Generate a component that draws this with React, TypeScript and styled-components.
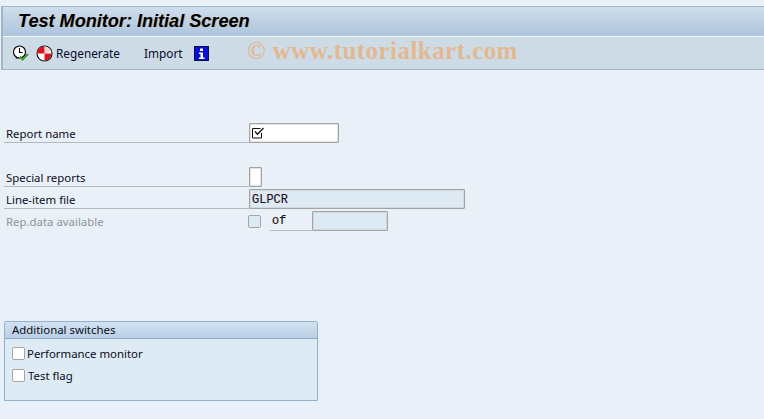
import React from "react";
import styled, { createGlobalStyle } from "styled-components";

const Global = createGlobalStyle`
  html, body { margin: 0; padding: 0; background: #e9f0f7; }
  body { width: 764px; height: 419px; overflow: hidden; font-family: "Noto Sans", "DejaVu Sans", sans-serif; font-size: 11.4px; color: #0c0c20; }
`;

const Page = styled.div`
  width: 764px;
  height: 419px;
  display: flex;
  flex-direction: column;
  padding-top: 6px;
  box-sizing: border-box;
`;

const Header = styled.header`
  position: relative;
  margin-left: 1px;
  border-top: 1px solid #a4b3c6;
  border-left: 2px solid #a4b3c6;
  border-bottom: 1px solid #a4b3c6;
  height: 64px;
  box-sizing: border-box;
  display: flex;
  flex-direction: column;
`;

const TitleBar = styled.div`
  height: 29px;
  background: linear-gradient(#cfdeec, #adc4dc);
  border-bottom: 1px solid #f1f6fa;
  display: flex;
  align-items: center;
  padding-left: 15px;
  flex: none;
`;

const Title = styled.h1`
  margin: 0;
  font: italic 700 18.1px "Liberation Sans", Arial, sans-serif;
  color: #000;
  text-shadow: 1px 0 0 rgba(190, 120, 20, 0.35);
`;

const Toolbar = styled.div`
  flex: 1;
  background: #cddbe7;
  display: flex;
  align-items: center;
  padding-left: 9px;
`;

const ClockButton = styled.span`
  display: inline-flex;
  width: 17px;
  height: 17px;
  margin-right: 7px;
`;

const StopButton = styled(ClockButton)`
  margin-right: 3px;
`;

const ToolText = styled.span<{ $gap: number }>`
  font-size: 11.8px;
  color: #0b0b2a;
  margin-right: ${(p) => p.$gap}px;
`;

const Watermark = styled.div`
  position: absolute;
  left: 244px;
  top: 30px;
  font: 700 25px "Liberation Serif", serif;
  color: #e4b88f;
  white-space: nowrap;
  letter-spacing: 0.45px;
`;

const Form = styled.main`
  display: flex;
  flex-direction: column;
  padding: 51px 0 0 4px;
`;

const Row = styled.div<{ $top?: number }>`
  display: flex;
  align-items: flex-end;
  height: 20px;
  margin-top: ${(p) => p.$top ?? 2}px;
`;

const Label = styled.label<{ $muted?: boolean }>`
  width: 245px;
  height: 20px;
  box-sizing: border-box;
  padding-left: 2px;
  line-height: 21px;
  flex: none;
  border-bottom: ${(p) => (p.$muted ? "0" : "1px solid #b4b9bd")};
  color: ${(p) => (p.$muted ? "#8f959b" : "#0c0c20")};
`;

const Field = styled.div<{ $w: number; $readonly?: boolean }>`
  width: ${(p) => p.$w}px;
  height: 20px;
  box-sizing: border-box;
  flex: none;
  border: 1px solid #a3a3a3;
  box-shadow: inset 0 0 0 0.5px #c4c8cc;
  border-radius: 1px;
  background: ${(p) => (p.$readonly ? "#deeaf3" : "#fff")};
  padding-left: 2px;
  display: flex;
  align-items: center;
  color: #101030;
`;

const FieldValue = styled.span`
  font: 12px/20px "Liberation Mono", monospace;
  padding-top: 1px;
  text-shadow: -0.4px 0 0 rgba(190, 120, 20, 0.5);
`;

const Box = styled.span`
  width: 13px;
  height: 13px;
  box-sizing: border-box;
  flex: none;
  border: 1px solid #a5a5a5;
  border-radius: 2px;
  background: #fff;
`;

const MutedBox = styled(Box)`
  background: #deeaf3;
  align-self: flex-start;
  margin: 4px 0 0 -1px;
`;

const OfLabel = styled.span`
  width: 42px;
  height: 20px;
  flex: none;
  margin-left: 9px;
  box-sizing: border-box;
  border-bottom: 1px solid #b4b9bd;
  padding-left: 2px;
  font: 12px/21px "Liberation Mono", monospace;
  text-shadow: -0.4px 0 0 rgba(190, 120, 20, 0.5);
`;

const Group = styled.section`
  margin-top: 90px;
  width: 314px;
  height: 80px;
  box-sizing: border-box;
  border: 1px solid #92b0d0;
  border-radius: 2px 2px 0 0;
  background: #deeaf4;
`;

const GroupTitle = styled.div`
  height: 17px;
  box-sizing: border-box;
  background: linear-gradient(#d3e2f0, #b9cfe6);
  border-bottom: 1px solid #8aa9c9;
  padding-left: 7px;
  line-height: 15px;
  color: #0c0c20;
`;

const GroupBody = styled.div`
  display: flex;
  flex-direction: column;
  gap: 4px;
  padding: 5px 0 0 7px;
`;

const CheckRow = styled.div<{ $gap: number }>`
  display: flex;
  align-items: center;
  height: 18px;
  gap: ${(p) => p.$gap}px;
`;

const ClockIcon = () => (
  <svg width="17" height="17" viewBox="0 0 17 17">
    <circle cx="7.500" cy="7" r="6" fill="#fff" stroke="#000" strokeWidth="1.100" />
    <path d="M7.500 3v4.500h3" fill="none" stroke="#000" strokeWidth="1.100" />
    <path d="M3.500 13.500h5" stroke="#666" strokeWidth="1" />
    <path d="M8 11.500l2.500 3 5.500-5.500" fill="none" stroke="#3f9a2c" strokeWidth="2" />
  </svg>
);

const StopIcon = () => (
  <svg width="17" height="17" viewBox="0 0 17 17">
    <circle cx="8.500" cy="8.500" r="7.500" fill="#fff" stroke="#111" strokeWidth="1.100" />
    <path d="M8.500 1.500A7 7 0 0 0 1.500 8.500H8.500z" fill="#e01020" />
    <path d="M8.500 8.500h7A7 7 0 0 1 8.500 15.500z" fill="#e01020" />
    <path d="M8.500 1.500A7 7 0 0 1 15 6L9 8.500z" fill="#f4c0c4" opacity=".8" />
  </svg>
);

const InfoIcon = () => (
  <svg width="15" height="15" viewBox="0 0 15 15">
    <rect x="0.500" y="0.500" width="14" height="14" fill="#0a10d8" stroke="#001050" />
    <rect x="6" y="2.500" width="3" height="2.500" fill="#fff" />
    <path d="M5 6.500h4v5h1.500v1.500h-5.500v-1.500H6.500v-3.500H5z" fill="#fff" />
  </svg>
);

const TickIcon = () => (
  <svg width="12" height="12" viewBox="0 0 12 12">
    <path d="M9.500 6v5h-9v-9.500h8" fill="none" stroke="#111" strokeWidth="1" />
    <path d="M3 4.500l2.500 2.800 6-6.300" fill="none" stroke="#111" strokeWidth="1.300" />
  </svg>
);

export default function App() {
  return (
    <>
      <Global />
      <Page>
        <Header>
          <TitleBar>
            <Title>Test Monitor: Initial Screen</Title>
          </TitleBar>
          <Toolbar>
            <ClockButton><ClockIcon /></ClockButton>
            <StopButton><StopIcon /></StopButton>
            <ToolText $gap={24}>Regenerate</ToolText>
            <ToolText $gap={11}>Import</ToolText>
            <InfoIcon />
          </Toolbar>
          <Watermark>© www.tutorialkart.com</Watermark>
        </Header>
        <Form>
          <Row>
            <Label>Report name</Label>
            <Field $w={90}><TickIcon /></Field>
          </Row>
          <Row $top={24}>
            <Label>Special reports</Label>
            <Field $w={13} />
          </Row>
          <Row>
            <Label>Line-item file</Label>
            <Field $w={216} $readonly><FieldValue>GLPCR</FieldValue></Field>
          </Row>
          <Row>
            <Label $muted>Rep.data available</Label>
            <MutedBox />
            <OfLabel>of</OfLabel>
            <Field $w={76} $readonly />
          </Row>
          <Group>
            <GroupTitle>Additional switches</GroupTitle>
            <GroupBody>
              <CheckRow $gap={2}><Box />Performance monitor</CheckRow>
              <CheckRow $gap={3}><Box />Test flag</CheckRow>
            </GroupBody>
          </Group>
        </Form>
      </Page>
    </>
  );
}
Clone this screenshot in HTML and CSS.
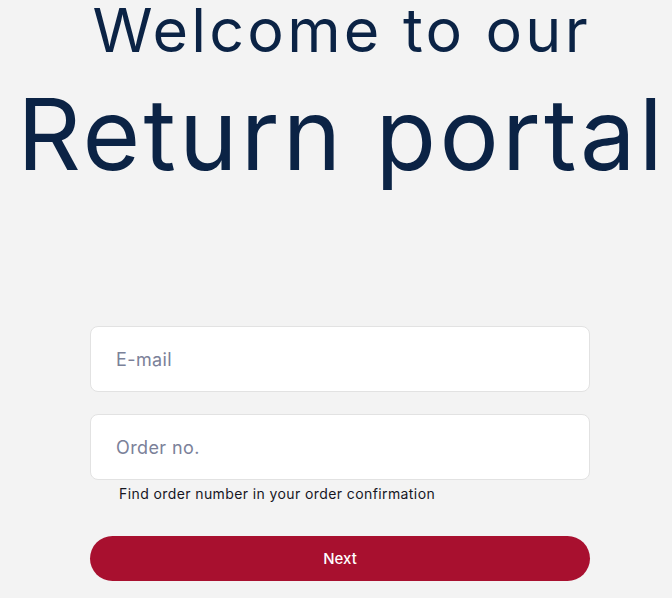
FILE: index.html
```html
<!DOCTYPE html>
<html lang="en">
<head>
<meta charset="utf-8">
<title>Return portal</title>
<link rel="stylesheet" href="styles.css">
</head>
<body>
<main class="page">
  <h1 class="title">
    <span class="title-small">Welcome to our</span>
    <span class="title-large">Return portal</span>
  </h1>
  <form class="form">
    <div class="field">
      <input class="input" type="email" placeholder="E-mail">
    </div>
    <div class="field">
      <input class="input" type="text" placeholder="Order no.">
      <p class="hint">Find order number in your order confirmation</p>
    </div>
    <button class="button" type="button">Next</button>
  </form>
</main>
</body>
</html>
```
FILE: styles.css
```css
* { box-sizing: border-box; }
html, body { margin: 0; padding: 0; }
body {
  background: #f3f3f3;
  font-family: Inter, "Noto Sans", sans-serif;
  color: #0b2345;
}
.page {
  padding-left: 8px;
  display: flex;
  flex-direction: column;
  align-items: center;
}
.title {
  margin: 0;
  display: flex;
  flex-direction: column;
  align-items: center;
  font-weight: 400;
  color: #0b2345;
  white-space: nowrap;
}
.title-small {
  font-size: 61px;
  line-height: 61px;
  letter-spacing: 3.2px;
  text-indent: 3.2px;
}
.title-large {
  font-size: 99px;
  line-height: 99px;
  letter-spacing: 3.2px;
  text-indent: 3.2px;
  margin-top: 24px;
}
.form {
  width: 500px;
  margin-top: 142px;
  display: flex;
  flex-direction: column;
}
.field { margin-bottom: 22px; }
.field + .field { margin-bottom: 34px; }
.input {
  display: block;
  width: 100%;
  height: 66px;
  border: 1px solid #e2e2e2;
  border-radius: 8px;
  background: #fff;
  padding: 0 25px;
  font-family: Inter, "Noto Sans", sans-serif;
  font-size: 18px;
  letter-spacing: 0.4px;
  color: #0b2345;
  outline: none;
}
.input::placeholder { color: #7b8199; }
.hint {
  margin: 6px 0 0 29px;
  font-size: 14px;
  line-height: 16px;
  letter-spacing: 0.4px;
  color: #16161f;
}
.button {
  height: 45px;
  border: none;
  border-radius: 23px;
  background: #a8102f;
  color: #fff;
  font-family: Inter, "Noto Sans", sans-serif;
  font-size: 15px;
  font-weight: 500;
  cursor: pointer;
}
```
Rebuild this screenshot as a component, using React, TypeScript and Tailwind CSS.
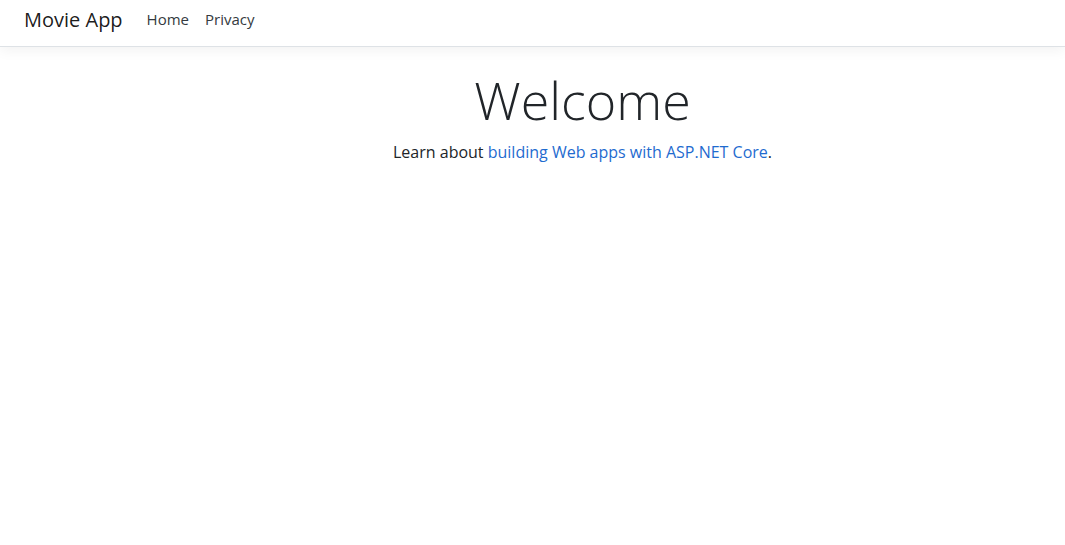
◆ ◆ ◆ ◆ ◆
## Written instruction:
Search the data for the string "TypeScript" and copy each line where it appears.

## Output below:
Generate a component that draws this with React, TypeScript and styled-components.
Rebuild this screenshot as a component, using React, TypeScript and Tailwind CSS.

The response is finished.